World's First Polymorphic Computer
tdelama writes to mention Raytheon Company has developed the first polymorphic computer named the Morphable Networked Micro-Architecture (MONARCH) for the US Department of Defense. "'Typically, a chip is optimally designed either for front-end signal processing or back-end control and data processing,' explained Nick Uros, vice president for the Advanced Concepts and Technology group of Raytheon Space and Airborne Systems. 'The MONARCH micro-architecture is unique in its ability to reconfigure itself to optimize processing on the fly. MONARCH provides exceptional compute capacity and highly flexible data bandwidth capability with beyond state-of-the-art power efficiency, and it's fully programmable.'"
Does that mean it's vaporware?

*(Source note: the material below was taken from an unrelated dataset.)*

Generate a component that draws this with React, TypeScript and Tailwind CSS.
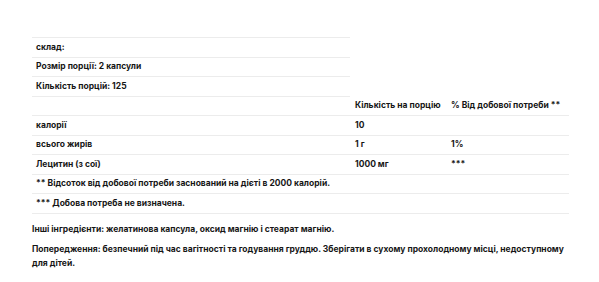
import React from "react";

const rowBase = "h-[19.5px] flex items-center border-b border-[#ececec]";
const grid = "h-[19.5px] grid grid-cols-[319px_96px_122px] items-center border-b border-[#ececec]";

export default function App() {
  return (
    <div
      className="w-[599px] h-[282px] bg-white text-[#161616] font-bold text-[8.5px]"
      style={{ fontFamily: "Inter, 'Noto Sans', sans-serif" }}
    >
      <div className="pl-[32px] pt-[37px]">
        <div className="w-[318px] border-t border-[#ececec]">
          <div className={rowBase}>
            <span className="pl-[4px]">склад:</span>
          </div>
          <div className={rowBase}>
            <span className="pl-[4px]">Розмір порції: 2 капсули</span>
          </div>
          <div className={rowBase}>
            <span className="pl-[4px]">Кількість порцій: 125</span>
          </div>
        </div>
        <div className="w-[537px]">
          <div className={grid}>
            <span></span>
            <span className="pl-[4px] whitespace-nowrap">Кількість на порцію</span>
            <span className="pl-[4px] whitespace-nowrap">% Від добової потреби **</span>
          </div>
          <div className={grid}>
            <span className="pl-[4px]">калорії</span>
            <span className="pl-[4px]">10</span>
            <span className="pl-[4px]"></span>
          </div>
          <div className={grid}>
            <span className="pl-[4px]">всього жирів</span>
            <span className="pl-[4px]">1 г</span>
            <span className="pl-[4px]">1%</span>
          </div>
          <div className={grid}>
            <span className="pl-[4px]">Лецитин (з сої)</span>
            <span className="pl-[4px]">1000 мг</span>
            <span className="pl-[4px]">***</span>
          </div>
          <div className={rowBase}>
            <span className="pl-[4px]">
              ** Відсоток від добової потреби заснований на дієті в 2000 калорій.
            </span>
          </div>
          <div className={rowBase}>
            <span className="pl-[4px]">*** Добова потреба не визначена.</span>
          </div>
        </div>
        <div className="w-[537px] pt-[8px]">
          <p className="leading-[14px] mb-[6px]">
            Інші інгредієнти: желатинова капсула, оксид магнію і стеарат магнію.
          </p>
          <p className="leading-[14px]">
            Попередження: безпечний під час вагітності та годування груддю. Зберігати в сухому
            прохолодному місці, недоступному для дітей.
          </p>
        </div>
      </div>
    </div>
  );
}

If it exists, how can it be beyond state of the art?
He didn't have much to work with - the press release (err..."article") was information free, too!

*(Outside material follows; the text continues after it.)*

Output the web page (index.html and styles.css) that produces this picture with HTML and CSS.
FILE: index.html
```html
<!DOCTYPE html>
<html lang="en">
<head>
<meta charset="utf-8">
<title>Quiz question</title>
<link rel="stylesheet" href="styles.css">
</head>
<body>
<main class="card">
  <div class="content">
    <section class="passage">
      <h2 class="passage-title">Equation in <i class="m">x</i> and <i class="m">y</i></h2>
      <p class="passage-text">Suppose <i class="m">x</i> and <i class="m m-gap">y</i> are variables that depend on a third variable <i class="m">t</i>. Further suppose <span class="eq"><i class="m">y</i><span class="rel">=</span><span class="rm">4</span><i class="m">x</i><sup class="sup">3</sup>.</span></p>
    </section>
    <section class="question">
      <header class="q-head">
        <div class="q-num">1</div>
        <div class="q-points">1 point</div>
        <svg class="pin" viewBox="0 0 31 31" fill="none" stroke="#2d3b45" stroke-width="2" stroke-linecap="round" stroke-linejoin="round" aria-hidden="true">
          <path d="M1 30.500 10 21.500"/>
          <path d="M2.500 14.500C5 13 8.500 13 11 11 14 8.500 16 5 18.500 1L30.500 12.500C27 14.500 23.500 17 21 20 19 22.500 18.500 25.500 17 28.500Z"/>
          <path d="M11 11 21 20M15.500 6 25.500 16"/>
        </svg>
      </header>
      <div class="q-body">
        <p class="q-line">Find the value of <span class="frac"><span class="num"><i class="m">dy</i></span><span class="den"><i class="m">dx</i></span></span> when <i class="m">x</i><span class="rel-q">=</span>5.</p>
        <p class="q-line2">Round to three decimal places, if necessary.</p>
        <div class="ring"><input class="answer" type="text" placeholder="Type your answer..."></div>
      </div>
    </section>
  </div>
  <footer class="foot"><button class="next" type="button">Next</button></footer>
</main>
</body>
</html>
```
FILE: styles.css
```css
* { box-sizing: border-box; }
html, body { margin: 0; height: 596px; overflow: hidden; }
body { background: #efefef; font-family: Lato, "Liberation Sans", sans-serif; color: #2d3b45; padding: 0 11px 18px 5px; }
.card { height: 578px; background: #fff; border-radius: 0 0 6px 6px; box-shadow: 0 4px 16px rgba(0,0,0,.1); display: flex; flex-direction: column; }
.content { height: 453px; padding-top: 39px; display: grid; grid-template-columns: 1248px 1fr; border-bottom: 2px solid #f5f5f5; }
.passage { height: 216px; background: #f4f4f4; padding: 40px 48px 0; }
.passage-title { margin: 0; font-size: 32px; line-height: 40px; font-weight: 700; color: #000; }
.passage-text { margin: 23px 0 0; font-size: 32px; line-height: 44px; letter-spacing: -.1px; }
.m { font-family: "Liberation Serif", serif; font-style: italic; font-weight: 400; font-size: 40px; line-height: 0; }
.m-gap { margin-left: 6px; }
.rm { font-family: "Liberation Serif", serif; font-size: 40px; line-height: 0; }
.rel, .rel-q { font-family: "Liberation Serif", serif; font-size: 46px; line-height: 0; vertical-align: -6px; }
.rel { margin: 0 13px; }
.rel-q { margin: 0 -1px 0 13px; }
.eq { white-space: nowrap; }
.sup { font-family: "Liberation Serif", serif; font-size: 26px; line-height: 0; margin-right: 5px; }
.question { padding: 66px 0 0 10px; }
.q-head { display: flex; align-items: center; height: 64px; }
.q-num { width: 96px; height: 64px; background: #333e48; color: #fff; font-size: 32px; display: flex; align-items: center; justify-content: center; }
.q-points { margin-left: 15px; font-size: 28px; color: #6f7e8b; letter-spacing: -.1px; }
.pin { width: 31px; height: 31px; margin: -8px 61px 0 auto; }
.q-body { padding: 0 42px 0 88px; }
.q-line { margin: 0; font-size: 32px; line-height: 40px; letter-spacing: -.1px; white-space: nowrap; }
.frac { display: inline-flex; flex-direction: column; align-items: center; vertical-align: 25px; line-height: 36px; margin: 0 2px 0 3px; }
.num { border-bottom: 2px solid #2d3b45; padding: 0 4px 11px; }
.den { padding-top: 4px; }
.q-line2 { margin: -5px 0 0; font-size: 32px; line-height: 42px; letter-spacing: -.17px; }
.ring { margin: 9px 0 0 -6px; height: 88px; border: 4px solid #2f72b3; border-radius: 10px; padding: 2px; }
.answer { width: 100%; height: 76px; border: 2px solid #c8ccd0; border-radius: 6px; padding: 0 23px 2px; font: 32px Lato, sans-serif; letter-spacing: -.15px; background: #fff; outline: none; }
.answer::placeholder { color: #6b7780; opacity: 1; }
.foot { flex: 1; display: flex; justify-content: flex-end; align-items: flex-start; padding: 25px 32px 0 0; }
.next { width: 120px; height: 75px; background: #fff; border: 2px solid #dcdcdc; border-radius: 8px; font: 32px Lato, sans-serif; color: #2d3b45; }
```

doesn't sound like a massively new idea at all...
Cypress semi currently making a MPU that has digital and analog blocks and can reconfigure itself on the fly, its call PSoC.
example: Coke uses it in their new vending machines, the chip is configured as a mpu during the day and runs the interface, at night it reconfigures itself into a modem to upload data to coke.
all these people have done is take 6 FPU cores and slapped them on top of a FPGA (or similar programmable logic bank)....good idea? yes. revolutionary? no...
and its not a computer, its a high speed DSP chip "In laboratory testing MONARCH outperformed the Intel quad-core Xeon chip by a factor of 10," wow, so you built a chip designed for a specific purpose and compared it to a general CPU, good job. You can build an algorithm into a $15 FPGA and have it out-perform a quad core xeon....so?